------ RECORDS FOR PROCESSING ------
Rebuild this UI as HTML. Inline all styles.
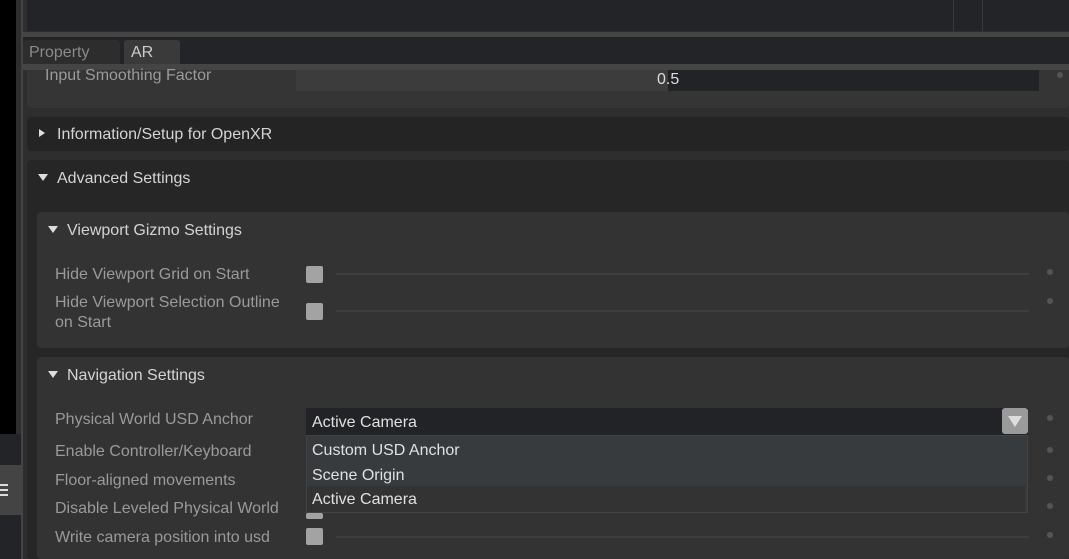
<!DOCTYPE html>
<html><head><meta charset="utf-8"><style>
*{margin:0;padding:0;box-sizing:border-box}
body{width:1069px;height:559px;overflow:hidden;background:#2e2e2e;font-family:"Liberation Sans","DejaVu Sans",sans-serif;color:#c8c8c8;position:relative}
.a{position:absolute}
.t{font-size:16px;white-space:nowrap}
.lbl{color:#9a9a9a;font-size:16px;white-space:nowrap}
.dn{width:0;height:0;border-left:5px solid transparent;border-right:5px solid transparent;border-top:7px solid #ddd}
.rt{width:0;height:0;border-top:4.5px solid transparent;border-bottom:4.5px solid transparent;border-left:6px solid #ddd}
.cb{width:17px;height:17px;background:#a3a3a3;border-radius:2px}
.ln{height:2px;background:#3c3f3f}
.dot{width:6px;height:6px;border-radius:3px;background:#555}
</style></head><body>
<div class="a" style="left:0;top:0;width:16px;height:434px;background:#000"></div>
<div class="a" style="left:0;top:434px;width:21px;height:125px;background:#232427"></div>
<div class="a" style="left:0;top:465px;width:21px;height:50px;background:#444"></div>
<div class="a" style="left:0;top:484px;width:8px;height:2px;background:#ddd"></div>
<div class="a" style="left:0;top:489px;width:8px;height:2px;background:#ddd"></div>
<div class="a" style="left:0;top:494px;width:8px;height:2px;background:#ddd"></div>
<div class="a" style="left:21px;top:0;width:2px;height:559px;background:#444"></div>
<div class="a" style="left:23px;top:0;width:1046px;height:32px;background:#2e2e2e"></div>
<div class="a" style="left:27px;top:0;width:1042px;height:31px;background:#232427"></div>
<div class="a" style="left:953px;top:0;width:1px;height:31px;background:#3a3a3a"></div>
<div class="a" style="left:982px;top:0;width:1px;height:31px;background:#3a3a3a"></div>
<div class="a" style="left:23px;top:32px;width:1046px;height:5px;background:#454545"></div>
<div class="a" style="left:23px;top:37px;width:1046px;height:27px;background:#232427"></div>
<div class="a" style="left:23px;top:40px;width:97px;height:24px;background:#2d2d2d;border-radius:3px 3px 0 0"></div>
<div class="a t" style="left:29px;top:44px;color:#8a8a8a">Property</div>
<div class="a" style="left:124px;top:40px;width:56px;height:24px;background:#3a3a3a;border-radius:3px 3px 0 0"></div>
<div class="a t" style="left:131px;top:44px;color:#ccc">AR</div>
<div class="a" style="left:23px;top:64px;width:1046px;height:6px;background:#454545"></div>
<div class="a" style="left:27px;top:70px;width:1042px;height:38px;background:#353535;border-radius:0 0 4px 4px"></div>
<div class="a lbl" style="left:45px;top:67px">Input Smoothing Factor</div>
<div class="a" style="left:296px;top:70px;width:372px;height:21px;background:#3c3c3c"></div>
<div class="a" style="left:668px;top:70px;width:371px;height:21px;background:#222326"></div>
<div class="a t" style="left:657px;top:71px;color:#ddd">0.5</div>
<div class="a dot" style="left:1057px;top:72px"></div>
<div class="a" style="left:27px;top:117px;width:1042px;height:34px;background:#242424;border-radius:4px"></div>
<div class="a rt" style="left:39px;top:129px"></div>
<div class="a t" style="left:57px;top:126px;color:#d4d4d4">Information/Setup for OpenXR</div>
<div class="a" style="left:27px;top:160px;width:1042px;height:399px;background:#262626;border-radius:4px"></div>
<div class="a dn" style="left:38px;top:174px"></div>
<div class="a t" style="left:57px;top:170px;color:#d4d4d4">Advanced Settings</div>
<div class="a" style="left:37px;top:212px;width:1032px;height:136px;background:#333;border-radius:4px"></div>
<div class="a dn" style="left:48px;top:226px"></div>
<div class="a t" style="left:67px;top:222px;color:#d4d4d4">Viewport Gizmo Settings</div>
<div class="a lbl" style="left:55px;top:266px">Hide Viewport Grid on Start</div>
<div class="a cb" style="left:306px;top:266px"></div>
<div class="a ln" style="left:336px;top:273px;width:693px"></div>
<div class="a dot" style="left:1047px;top:269px"></div>
<div class="a lbl" style="left:55px;top:294px">Hide Viewport Selection Outline</div>
<div class="a lbl" style="left:55px;top:314px">on Start</div>
<div class="a cb" style="left:306px;top:303px"></div>
<div class="a ln" style="left:336px;top:310px;width:693px"></div>
<div class="a dot" style="left:1047px;top:298px"></div>
<div class="a" style="left:37px;top:357px;width:1032px;height:202px;background:#333;border-radius:4px"></div>
<div class="a dn" style="left:48px;top:371px"></div>
<div class="a t" style="left:67px;top:367px;color:#d4d4d4">Navigation Settings</div>
<div class="a lbl" style="left:55px;top:411px">Physical World USD Anchor</div>
<div class="a lbl" style="left:55px;top:443px">Enable Controller/Keyboard</div>
<div class="a lbl" style="left:55px;top:472px">Floor-aligned movements</div>
<div class="a lbl" style="left:55px;top:500px">Disable Leveled Physical World</div>
<div class="a lbl" style="left:55px;top:529px">Write camera position into usd</div>
<div class="a" style="left:306px;top:408px;width:722px;height:27px;background:#222326"></div>
<div class="a t" style="left:312px;top:414px;color:#e0e0e0">Active Camera</div>
<div class="a" style="left:1002px;top:408px;width:26px;height:26px;background:#9a9a9a;border-radius:3px"></div>
<div class="a" style="left:1008px;top:416px;width:0;height:0;border-left:7px solid transparent;border-right:7px solid transparent;border-top:11px solid #ddd"></div>
<div class="a" style="left:306px;top:435px;width:722px;height:78px;background:#383b3e;border:1px solid #444"></div>
<div class="a" style="left:307px;top:486px;width:718px;height:26px;background:#333"></div>
<div class="a t" style="left:312px;top:442px;color:#e0e0e0">Custom USD Anchor</div>
<div class="a t" style="left:312px;top:467px;color:#e0e0e0">Scene Origin</div>
<div class="a t" style="left:312px;top:491px;color:#e0e0e0">Active Camera</div>
<div class="a cb" style="left:306px;top:513px;height:6px"></div>
<div class="a cb" style="left:306px;top:528px"></div>
<div class="a ln" style="left:336px;top:536px;width:693px"></div>
<div class="a dot" style="left:1047px;top:415px"></div>
<div class="a dot" style="left:1047px;top:447px"></div>
<div class="a dot" style="left:1047px;top:475px"></div>
<div class="a dot" style="left:1047px;top:503px"></div>
<div class="a dot" style="left:1047px;top:532px"></div>
</body></html>
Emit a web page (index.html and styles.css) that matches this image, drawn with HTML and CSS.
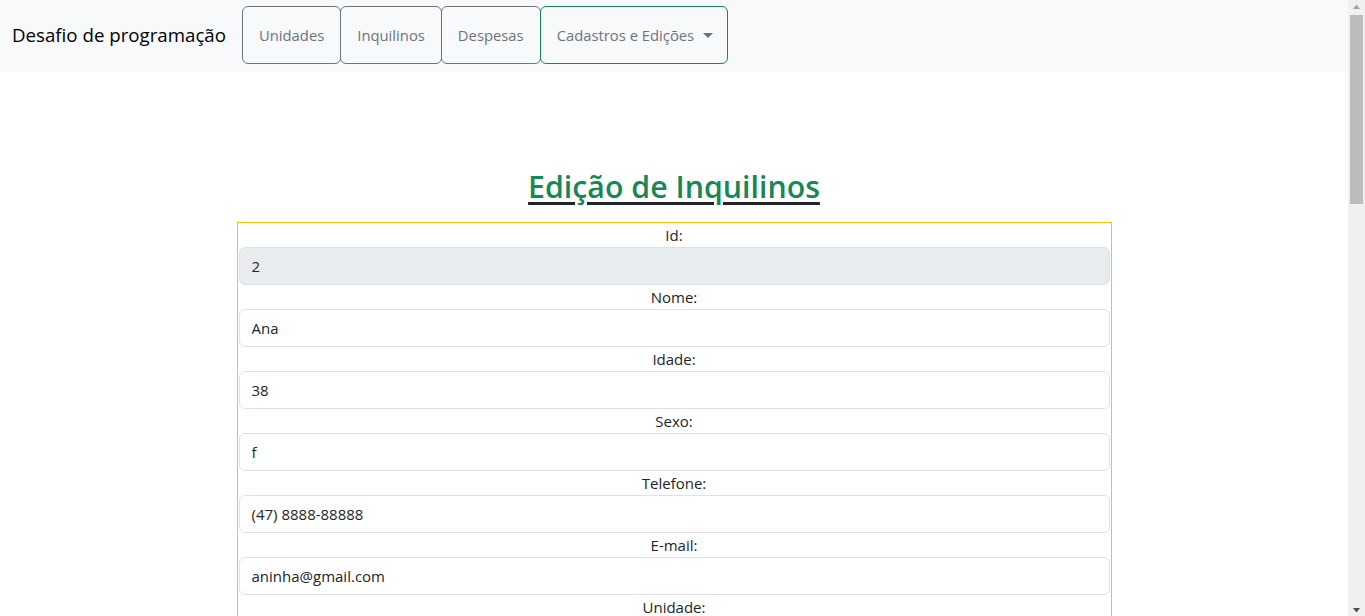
FILE: index.html
```html
<!DOCTYPE html>
<html lang="pt-BR">
<head>
<meta charset="utf-8">
<title>Edição de Inquilinos</title>
<link rel="stylesheet" href="styles.css">
</head>
<body>
<div class="page">
  <nav class="navbar">
    <span class="brand">Desafio de programação</span>
    <div class="nav-buttons">
      <button class="btn btn-secondary">Unidades</button>
      <button class="btn btn-secondary">Inquilinos</button>
      <button class="btn btn-secondary">Despesas</button>
      <button class="btn btn-success">Cadastros e Edições <span class="caret"></span></button>
    </div>
  </nav>
  <main class="container">
    <h1 class="title"><u><span class="title-text">Edição de Inquilinos</span></u></h1>
    <form class="edit-form">
      <label class="field-label">Id:</label>
      <input class="field readonly" value="2" readonly>
      <label class="field-label">Nome:</label>
      <input class="field" value="Ana">
      <label class="field-label">Idade:</label>
      <input class="field" value="38">
      <label class="field-label">Sexo:</label>
      <input class="field" value="f">
      <label class="field-label">Telefone:</label>
      <input class="field" value="(47) 8888-88888">
      <label class="field-label">E-mail:</label>
      <input class="field" value="aninha@gmail.com">
      <label class="field-label">Unidade:</label>
      <input class="field" value="1">
      <div class="actions"><button type="button" class="btn-save">Salvar</button></div>
    </form>
  </main>
</div>
<div class="scrollbar" aria-hidden="true">
  <div class="sb-arrow">
    <svg width="17" height="15" viewBox="0 0 17 15"><path d="M5 9h7L8.5 4.5z" fill="#a3a3a3"/></svg>
  </div>
  <div class="sb-track">
    <div class="sb-thumb"></div>
  </div>
  <div class="sb-arrow">
    <svg width="17" height="15" viewBox="0 0 17 15"><path d="M5 7h7L8.5 11.5z" fill="#505050"/></svg>
  </div>
</div>
</body>
</html>
```
FILE: styles.css
```css
* { box-sizing: border-box; }
html, body { margin: 0; padding: 0; }
body {
  font-family: "Open Sans", "Noto Sans", sans-serif;
  font-size: 15px;
  line-height: 24px;
  color: #212529;
  background: #fff;
  display: flex;
  align-items: flex-start;
}
.page { flex: 1; min-width: 0; }
.scrollbar {
  flex: none;
  width: 17px;
  height: 616px;
  position: sticky;
  top: 0;
  background: #f0f0f0;
  display: flex;
  flex-direction: column;
}
.sb-arrow { height: 15px; flex: none; }
.sb-arrow svg { display: block; }
.sb-track { flex: 1; padding: 0 2px; }
.sb-thumb { height: 189px; background: #bcbcbc; }
.navbar {
  display: flex;
  align-items: center;
  background: #f8f9fa;
  padding: 6px 12px 8px 12px;
  height: 72px;
}
.brand {
  font-size: 18.7px;
  line-height: 30px;
  margin-right: 16px;
  color: #000;
}
.nav-buttons { display: flex; }
.btn {
  font-family: inherit;
  font-size: 14.8px;
  line-height: 24px;
  padding: 16px 16px;
  height: 58px;
  background: transparent;
  border: 1px solid #6c757d;
  border-radius: 6px;
  color: #6c757d;
  margin-right: -1px;
}
.btn-success { border-color: #198754; padding-right: 14px; }
.caret {
  display: inline-block;
  margin-left: 5px;
  vertical-align: 3px;
  border-top: 5px solid #6c757d;
  border-left: 5px solid transparent;
  border-right: 5px solid transparent;
}
.container { padding: 96px 0 1100px; display: flex; flex-direction: column; align-items: center; }
.title {
  margin: 0 0 16px 0;
  font-size: 30.3px;
  line-height: 38px;
  font-weight: 600;
  text-align: center;
}
.title u { text-decoration-color: #212529; text-decoration-thickness: 3px; text-underline-offset: 4px; }
.title-text { color: #198754; }
.edit-form {
  width: 875px;
  border: 1px solid #ffc107;
  padding: 0 1px 1px 1px;
  display: flex;
  flex-direction: column;
}
.field-label { text-align: center; display: block; height: 24px; }
.field {
  font-family: inherit;
  font-size: 15px;
  line-height: 24px;
  height: 38px;
  padding: 6px 12px;
  border: 1px solid #dee2e6;
  border-radius: 6px;
  color: #212529;
  background: #fff;
  width: 100%;
}
.field.readonly { background: #e9ecef; }
.actions { padding: 16px 0; text-align: center; }
.btn-save {
  font-family: inherit; font-size: 15px; line-height: 24px;
  padding: 6px 12px; background: #198754; color: #fff; border: 1px solid #198754; border-radius: 6px;
}
```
------
◆ **WHAT IS REQUIRED**: Filter the records, keeping only lines that contain "page", and show those lines.

◆ **PROBLEM SOLUTION**:
Emit a web page (index.html and styles.css) that matches this image, drawn with HTML and CSS.
<div class="page">
.page { flex: 1; min-width: 0; }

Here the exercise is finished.